Aren't you both overlooking something? Something that's long been known is that politicians routinely claim to represent "everyone" and then ignore the people at the bottom and sell their votes to rich individuals and big businesses in return for huge campaign contributions. In the U.S.; proof of this can be seen in the fact that some companies have so many tax credits available to them that once all the deductions are made they pay zero income tax. Even though the company makes millions if not billions of dollars.

Even Warren Buffett; no welfare apologist; has spoken out against this:

From The London Times; June 28, 2007:

"Warren Buffett, the third-richest man in the world, has criticised the US tax system for allowing him to pay a lower rate than his secretary and his cleaner. Speaking at a $4,600-a-seat fundraiser in New York for Senator Hillary Clinton, Mr Buffett, who is worth an estimated $52 billion (£26 billion), said: 'The 400 of us [here] pay a lower part of our income in taxes than our receptionists do, or our cleaning ladies, for that matter. If you're in the luckiest 1 per cent of humanity, _you owe it to the rest of humanity to think about the other 99 per cent_ [emphasis added].'"

So Buffett; a MULTI-BILLIONAIRE; pays less taxes than his CLEANER. There's something wrong with this picture.

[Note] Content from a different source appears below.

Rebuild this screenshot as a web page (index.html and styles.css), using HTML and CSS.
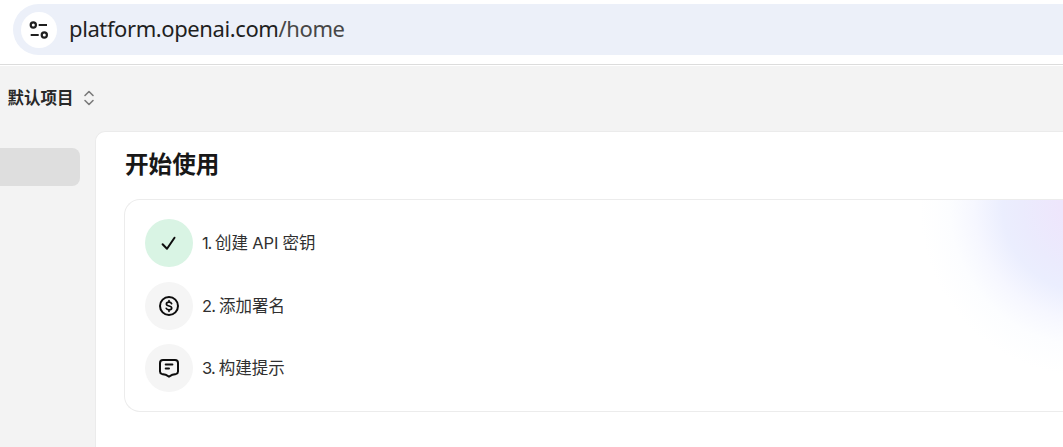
FILE: index.html
```html
<!doctype html>
<html lang="zh-CN">

<head>
  <meta charset="UTF-8" />
  <meta name="viewport" content="width=device-width, initial-scale=1.0" />
  <title>开始使用</title>
  <link rel="stylesheet" href="styles.css">
</head>

<body>
  <div class="toolbar">
    <div class="address-bar">
      <span class="site-info">
        <svg width="20" height="20" viewBox="0 0 20 20" fill="none" stroke="#1f1f1f" stroke-width="2.2">
          <circle cx="4.3" cy="5" r="2.6" />
          <path d="M9.7 5H18M1.7 15h8" />
          <circle cx="15.3" cy="15" r="2.6" />
        </svg>
      </span>
      <span class="url">platform.openai.com<span class="path">/home</span></span>
    </div>
  </div>

  <div class="app">
    <header class="topbar">
      <span class="project">默认项目</span>
      <svg width="12" height="16" viewBox="0 0 12 16" fill="none" stroke="#7a7a7a" stroke-width="1.6"
        stroke-linecap="round" stroke-linejoin="round">
        <path d="M2 5.5l4-4 4 4M2 10.5l4 4 4-4" />
      </svg>
    </header>
    <div class="layout">
      <nav class="sidebar">
        <div class="nav-item active"></div>
      </nav>
      <main class="content">
        <h1>开始使用</h1>
        <ul class="steps">
          <li class="step done">
            <span class="step-icon">
              <svg width="24" height="24" viewBox="0 0 24 24" fill="none" stroke="#0d0d0d" stroke-width="2"
                stroke-linecap="round" stroke-linejoin="round">
                <path d="M5.6 13.2l4.4 4.6 7.5-11.1" />
              </svg>
            </span>
            <span class="step-label"><span class="num">1.</span> 创建 API 密钥</span>
          </li>
          <li class="step">
            <span class="step-icon">
              <svg width="24" height="24" viewBox="0 0 24 24" fill="none" stroke="#0d0d0d" stroke-width="2"
                stroke-linecap="round" stroke-linejoin="round">
                <circle cx="12" cy="12" r="9" />
                <path stroke-width="1.7" d="M14.6 9.6c-.4-1-1.4-1.5-2.6-1.5-1.5 0-2.6.7-2.6 1.9 0 2.7 5.3 1.3 5.3 4 0 1.2-1.1 1.9-2.7 1.9-1.3 0-2.4-.6-2.8-1.6M12 6.7v1.4M12 15.9v1.4" />
              </svg>
            </span>
            <span class="step-label"><span class="num">2.</span> 添加署名</span>
          </li>
          <li class="step">
            <span class="step-icon">
              <svg width="24" height="24" viewBox="0 0 24 24" fill="none" stroke="#0d0d0d" stroke-width="2"
                stroke-linecap="round" stroke-linejoin="round">
                <path d="M6 4h12a3 3 0 0 1 3 3v8.500a2.500 2.500 0 0 1-1.900 2.400L15.500 18.700 12 20.700l-3.500-2-3.600-.8A2.500 2.500 0 0 1 3 15.500V7a3 3 0 0 1 3-3z" />
                <path d="M8.7 8.5h6.700M8.7 12.5h3.300" />
              </svg>
            </span>
            <span class="step-label"><span class="num">3.</span> 构建提示</span>
          </li>
        </ul>
      </main>
    </div>
  </div>
</body>

</html>
```
FILE: styles.css
```css
* {
  box-sizing: border-box;
}

body {
  margin: 0;
  height: 100vh;
  overflow: hidden;
  display: flex;
  flex-direction: column;
  background-color: #ffffff;
  color: #0d0d0d;
  font-family: Inter, 'Noto Sans CJK SC', sans-serif;
}

svg {
  display: block;
}

.toolbar {
  height: 65px;
  padding: 4px 0 0 13px;
  border-bottom: 1px solid #dcdcdc;
}

.address-bar {
  display: flex;
  align-items: center;
  height: 51px;
  padding-left: 8px;
  background-color: #ecf0f9;
  border-radius: 26px 0 0 26px;
}

.site-info {
  display: flex;
  align-items: center;
  justify-content: center;
  width: 36px;
  height: 36px;
  background-color: #ffffff;
  border-radius: 50%;
}

.url {
  margin-left: 12px;
  padding-bottom: 3px;
  font-family: 'Noto Sans', sans-serif;
  font-size: 22px;
  line-height: 30px;
  letter-spacing: -0.4px;
  color: #1f1f1f;
}

.path {
  color: #474747;
}

.app {
  flex: 1;
  display: flex;
  flex-direction: column;
  margin-top: 1px;
  background-color: #f3f3f3;
}

.topbar {
  display: flex;
  align-items: center;
  gap: 9px;
  height: 65px;
  padding: 0 0 2px 7.5px;
}

.project {
  font-size: 16.5px;
  font-weight: 600;
  line-height: 24px;
  color: #282828;
}

.layout {
  flex: 1;
  display: flex;
}

.sidebar {
  width: 95px;
  padding: 17px 15px 0 0;
}

.nav-item {
  height: 38px;
  border-radius: 0 8px 8px 0;
}

.nav-item.active {
  background-color: #dedede;
}

.content {
  flex: 1;
  padding: 16px 0 0 28px;
  background-color: #ffffff;
  border-top: 1px solid #ebebeb;
  border-left: 1px solid #ebebeb;
  border-radius: 10px 0 0 0;
}

h1 {
  margin: 0 0 17px 1px;
  font-size: 23.6px;
  font-weight: 600;
  line-height: 34px;
  color: #181818;
}

.steps {
  display: flex;
  flex-direction: column;
  gap: 14.5px;
  height: 213px;
  margin: 0;
  padding: 19px 20px;
  list-style: none;
  border: 1px solid #ececec;
  border-right: none;
  border-radius: 16px 0 0 16px;
  background: radial-gradient(165px 170px at 960px 6px, #eee6fc 15%, #ebebfd 38%, #ebeefe 50%, #f6f7ff 67%, #fcfdff 82%, #ffffff 100%);
}

.step {
  display: flex;
  align-items: center;
  gap: 9px;
}

.step-icon {
  display: flex;
  align-items: center;
  justify-content: center;
  width: 48px;
  height: 48px;
  background-color: #f5f5f5;
  border-radius: 50%;
}

.step.done .step-icon {
  background-color: #d9f4e4;
}

.step-label {
  font-size: 16.5px;
  line-height: 24px;
  word-spacing: -0.6px;
  color: #303030;
}

.num {
  letter-spacing: -0.9px;
}

.step.done .num {
  letter-spacing: -1.2px;
}
```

And do the politicians feel that they've done anything wrong by giving the rich far more gov't help than the poor? No! Do the politicians feel any sense of "personal responsibility" at perpetuating the cycle of poverty when good education and job training would enable the poor to lift themselves out of poverty? No! The politicians aren't interested in improving living conditions for "everyone;" they're just interested in winning reelection. Doing that means giving rich individuals and big business preferential treatment in violation of the Constitutions Equal Protection clause, and the rights of the poor be damned.


----------



## WouldaShoulda (Aug 5, 2009)

Regillus said:


> So Buffett; a MULTI-BILLIONAIRE; pays less taxes than his CLEANER. There's something wrong with this picture.


You contradict even your own sources in your own quote.

WB is a swell guy.

Just because he has a personal worth of $Billions+ doesn't mean he pays himself more than 250k a year. I noticed he doesn't want the wealth he accumulated taxed. Nor should he.

In fact, I'd like to hear him preach to the Government about living as modestly as he does!!


----------



## WouldaShoulda (Aug 5, 2009)

eagle2250 said:


> I am reminded of the reaction of the masses on this side of the pond to well intended initiatives to require welfare recipients to perform actual work in return for the benefits they received! "You expect me to work for a benefit check? Just who in the hell do you think you are(!)?" ...and then we scratch our collective heads and wonder why.


How about volunteering to work for the National Health or tutoring the less motivated to read??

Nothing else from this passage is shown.